◆ WHAT YOU HAVE TO DO ◆
Repeat every line of the listing below exactly, minus the pictures.

◆ MATERIAL FOR THIS EXERCISE ◆
* * *
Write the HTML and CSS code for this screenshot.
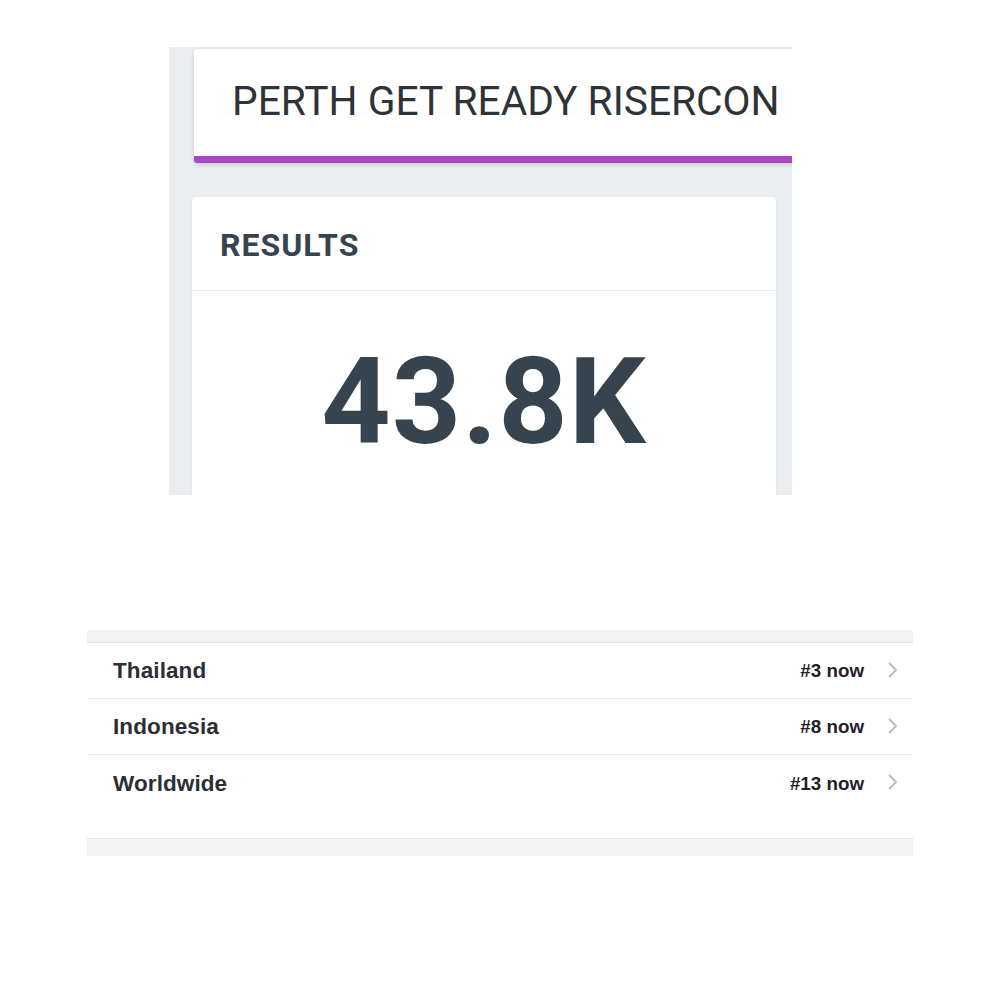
FILE: index.html
```html
<!DOCTYPE html>
<html>
<head>
<meta charset="utf-8">
<link rel="stylesheet" href="styles.css">
</head>
<body>
<section class="dash">
  <div class="title-card"><h1 class="title">PERTH GET READY RISERCON</h1></div>
  <div class="results-card">
    <div class="results-head"><h2 class="results-label">RESULTS</h2></div>
    <div class="results-body"><div class="results-value">43.8K</div></div>
  </div>
</section>

<section class="trends">
  <div class="band band-top"></div>
  <ul class="rows">
    <li class="row"><span class="place">Thailand</span><span class="rank">#3 now</span><svg class="chev" width="10" height="16" viewBox="0 0 10 16"><polyline points="1.5,1.5 8,8 1.5,14.5" fill="none" stroke="#b9b9b9" stroke-width="1.8" stroke-linecap="round" stroke-linejoin="round"/></svg></li>
    <li class="row"><span class="place">Indonesia</span><span class="rank">#8 now</span><svg class="chev" width="10" height="16" viewBox="0 0 10 16"><polyline points="1.5,1.5 8,8 1.5,14.5" fill="none" stroke="#b9b9b9" stroke-width="1.8" stroke-linecap="round" stroke-linejoin="round"/></svg></li>
    <li class="row row-last"><span class="place">Worldwide</span><span class="rank">#13 now</span><svg class="chev" width="10" height="16" viewBox="0 0 10 16"><polyline points="1.5,1.5 8,8 1.5,14.5" fill="none" stroke="#b9b9b9" stroke-width="1.8" stroke-linecap="round" stroke-linejoin="round"/></svg></li>
  </ul>
  <div class="band band-bottom"></div>
</section>
</body>
</html>
```

FILE: styles.css
```css
html, body {
  margin: 0;
  padding: 0;
  background: #ffffff;
}

.dash {
  margin: 47px 0 0 169px;
  width: 623px;
  height: 448px;
  box-sizing: border-box;
  padding: 2px 0 0 0;
  background: #ebeef1;
  overflow: hidden;
}

.title-card {
  margin-left: 25px;
  width: 640px;
  background: #ffffff;
  border-bottom: 7px solid #a64abf;
  border-radius: 3px 0 0 3px;
  box-shadow: 0 2px 4px rgba(40, 50, 60, 0.18);
  padding: 32px 0 35px 38px;
  box-sizing: border-box;
}

.title {
  margin: 0;
  font-family: Roboto, "Liberation Sans", sans-serif;
  font-weight: 400;
  font-size: 40.7px;
  line-height: 40px;
  color: #2e3338;
  white-space: nowrap;
}

.results-card {
  margin: 34px 0 0 23px;
  width: 584px;
  background: #ffffff;
  border-radius: 4px 4px 0 0;
  box-shadow: 0 1px 3px rgba(40, 50, 60, 0.08);
  height: 400px;
}

.results-head {
  padding: 32px 0 29px 28px;
  border-bottom: 1px solid #e9ebee;
}

.results-label {
  margin: 0;
  font-family: Roboto, "Liberation Sans", sans-serif;
  font-weight: 700;
  font-size: 32px;
  line-height: 32px;
  color: #36444f;
  letter-spacing: 1px;
}

.results-body {
  padding-top: 51px;
  display: flex;
  justify-content: center;
}

.results-value {
  font-family: Roboto, "Liberation Sans", sans-serif;
  font-weight: 700;
  font-size: 121px;
  line-height: 121px;
  color: #36444f;
  letter-spacing: 1px;
}

.trends {
  margin: 135px 0 0 87px;
  width: 826px;
}

.band {
  background: #f4f4f5;
}

.band-top {
  height: 12px;
  border-bottom: 1px solid #e2e2e5;
}

.band-bottom {
  height: 17px;
  border-top: 1px solid #e2e2e5;
}

.rows {
  list-style: none;
  margin: 0;
  padding: 0;
}

.row {
  display: flex;
  align-items: center;
  height: 55px;
  padding: 0 15px 0 26px;
  border-bottom: 1px solid #e6e6e8;
  font-family: "Liberation Sans", Arial, sans-serif;
  font-weight: 700;
  color: #2b2e33;
}

.row-last {
  height: 56px;
  border-bottom: none;
  margin-bottom: 27px;
}

.place {
  flex: 1;
  font-size: 22.5px;
  letter-spacing: 0.1px;
  padding-top: 1px;
}

.rank {
  font-size: 18.8px;
  color: #1f2125;
  margin-right: 24px;
  padding-top: 1px;
}

.chev {
  display: block;
  margin-top: -2px;
}
```
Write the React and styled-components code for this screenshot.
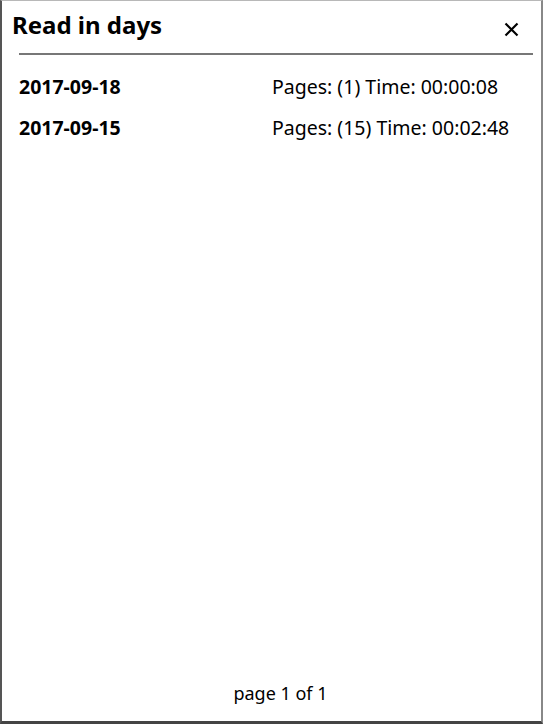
* * *
◆ RESPONSE ◆
Write the HTML and CSS code for this screenshot.
FILE: index.html
```html
<!DOCTYPE html>
<html>
<head>
<meta charset="utf-8">
<link rel="stylesheet" href="styles.css">
</head>
<body>
<section class="dash">
  <div class="title-card"><h1 class="title">PERTH GET READY RISERCON</h1></div>
  <div class="results-card">
    <div class="results-head"><h2 class="results-label">RESULTS</h2></div>
    <div class="results-body"><div class="results-value">43.8K</div></div>
  </div>
</section>

<section class="trends">
  <div class="band band-top"></div>
  <ul class="rows">
    <li class="row"><span class="place">Thailand</span><span class="rank">#3 now</span><svg class="chev" width="10" height="16" viewBox="0 0 10 16"><polyline points="1.5,1.5 8,8 1.5,14.5" fill="none" stroke="#b9b9b9" stroke-width="1.8" stroke-linecap="round" stroke-linejoin="round"/></svg></li>
    <li class="row"><span class="place">Indonesia</span><span class="rank">#8 now</span><svg class="chev" width="10" height="16" viewBox="0 0 10 16"><polyline points="1.5,1.5 8,8 1.5,14.5" fill="none" stroke="#b9b9b9" stroke-width="1.8" stroke-linecap="round" stroke-linejoin="round"/></svg></li>
    <li class="row row-last"><span class="place">Worldwide</span><span class="rank">#13 now</span><svg class="chev" width="10" height="16" viewBox="0 0 10 16"><polyline points="1.5,1.5 8,8 1.5,14.5" fill="none" stroke="#b9b9b9" stroke-width="1.8" stroke-linecap="round" stroke-linejoin="round"/></svg></li>
  </ul>
  <div class="band band-bottom"></div>
</section>
</body>
</html>
```

FILE: styles.css
```css
html, body {
  margin: 0;
  padding: 0;
  background: #ffffff;
}

.dash {
  margin: 47px 0 0 169px;
  width: 623px;
  height: 448px;
  box-sizing: border-box;
  padding: 2px 0 0 0;
  background: #ebeef1;
  overflow: hidden;
}

.title-card {
  margin-left: 25px;
  width: 640px;
  background: #ffffff;
  border-bottom: 7px solid #a64abf;
  border-radius: 3px 0 0 3px;
  box-shadow: 0 2px 4px rgba(40, 50, 60, 0.18);
  padding: 32px 0 35px 38px;
  box-sizing: border-box;
}

.title {
  margin: 0;
  font-family: Roboto, "Liberation Sans", sans-serif;
  font-weight: 400;
  font-size: 40.7px;
  line-height: 40px;
  color: #2e3338;
  white-space: nowrap;
}

.results-card {
  margin: 34px 0 0 23px;
  width: 584px;
  background: #ffffff;
  border-radius: 4px 4px 0 0;
  box-shadow: 0 1px 3px rgba(40, 50, 60, 0.08);
  height: 400px;
}

.results-head {
  padding: 32px 0 29px 28px;
  border-bottom: 1px solid #e9ebee;
}

.results-label {
  margin: 0;
  font-family: Roboto, "Liberation Sans", sans-serif;
  font-weight: 700;
  font-size: 32px;
  line-height: 32px;
  color: #36444f;
  letter-spacing: 1px;
}

.results-body {
  padding-top: 51px;
  display: flex;
  justify-content: center;
}

.results-value {
  font-family: Roboto, "Liberation Sans", sans-serif;
  font-weight: 700;
  font-size: 121px;
  line-height: 121px;
  color: #36444f;
  letter-spacing: 1px;
}

.trends {
  margin: 135px 0 0 87px;
  width: 826px;
}

.band {
  background: #f4f4f5;
}

.band-top {
  height: 12px;
  border-bottom: 1px solid #e2e2e5;
}

.band-bottom {
  height: 17px;
  border-top: 1px solid #e2e2e5;
}

.rows {
  list-style: none;
  margin: 0;
  padding: 0;
}

.row {
  display: flex;
  align-items: center;
  height: 55px;
  padding: 0 15px 0 26px;
  border-bottom: 1px solid #e6e6e8;
  font-family: "Liberation Sans", Arial, sans-serif;
  font-weight: 700;
  color: #2b2e33;
}

.row-last {
  height: 56px;
  border-bottom: none;
  margin-bottom: 27px;
}

.place {
  flex: 1;
  font-size: 22.5px;
  letter-spacing: 0.1px;
  padding-top: 1px;
}

.rank {
  font-size: 18.8px;
  color: #1f2125;
  margin-right: 24px;
  padding-top: 1px;
}

.chev {
  display: block;
  margin-top: -2px;
}
```
Write the React and styled-components code for this screenshot.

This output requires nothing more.